The most common streaming bug is not in the parser: it is a middlebox collecting the whole response and delivering it in one lump, which silently converts streaming back into batch with extra steps. The usual suspects, in order of frequency: a reverse proxy buffering upstream responses (Nginx needs X-Accel-Buffering: no or proxy_buffering off); a CDN or load balancer configured to buffer; response compression applied to the event stream; a serverless platform that buffers entire function responses by design; and client HTTP libraries that read to completion unless explicitly asked to stream. The diagnostic is always the same: time-stamp chunk arrivals at the client. Smooth millisecond spacing means the path is clean; one burst after seconds of silence means something between the engine and the client is hoarding bytes.

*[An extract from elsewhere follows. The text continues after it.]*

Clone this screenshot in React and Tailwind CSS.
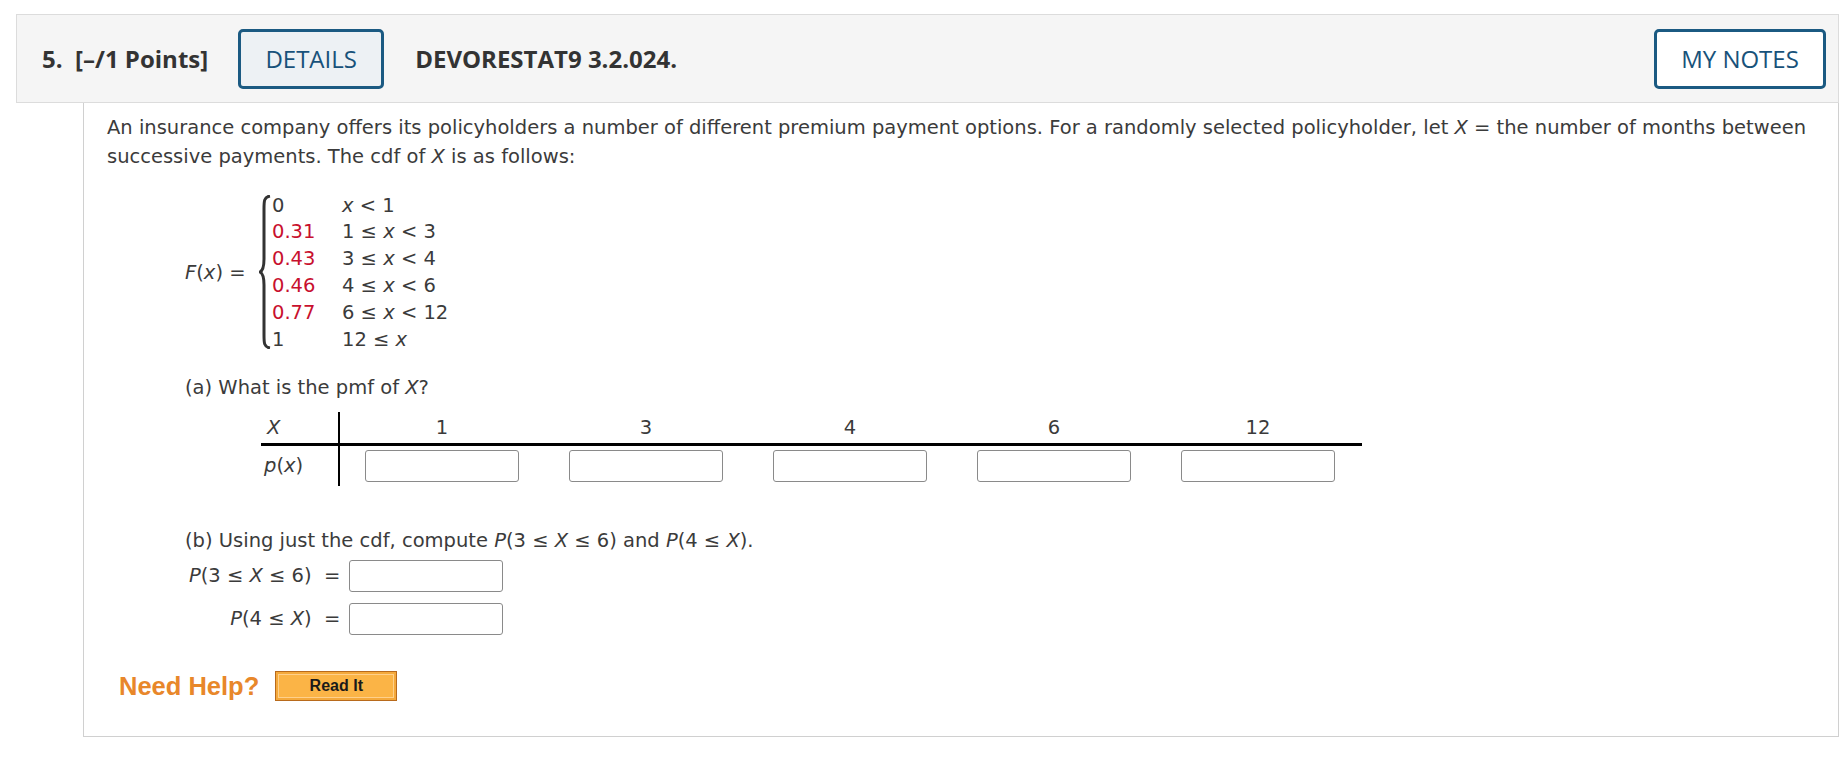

The contract-level treatment of this gotcha is at the API page on streaming.

Timeouts and disconnects

Streams need a different timeout shape than blocking calls: a first-token timeout sized to the provider's cold path, then an inter-chunk timeout rather than a total deadline. A healthy stream at around 100 tokens per second never goes quiet for more than a fraction of a second, so multi-second inter-chunk silence is a strong failure signal long before a total timeout would fire. One caveat applies on scale-to-zero fleets: the first request after idle can spend minutes in hardware wake before its first token. This fleet bounds that wake at 8 minutes with a 10-minute hard cap and fails honestly with 504 past the cap, numbers documented at Reliability: wake budgets. A severed stream cannot be resumed; the recovery is to reissue the request and replace the partial output, and the retry mechanics (which failures are worth reissuing, with what backoff) are in the retries and timeouts guide.

Usage accounting in streams

A plain stream ends without token counts. Request stream_options: {"include_usage": true} and the server appends a final chunk before [DONE] whose usage object carries prompt_tokens and completion_tokens and whose choices array is empty (the crash case from the parsing rules above). For metering, prefer these server-reported counts over client-side token estimates for the reasons the migration guide covers: the server's tokenizer is the one that gets billed.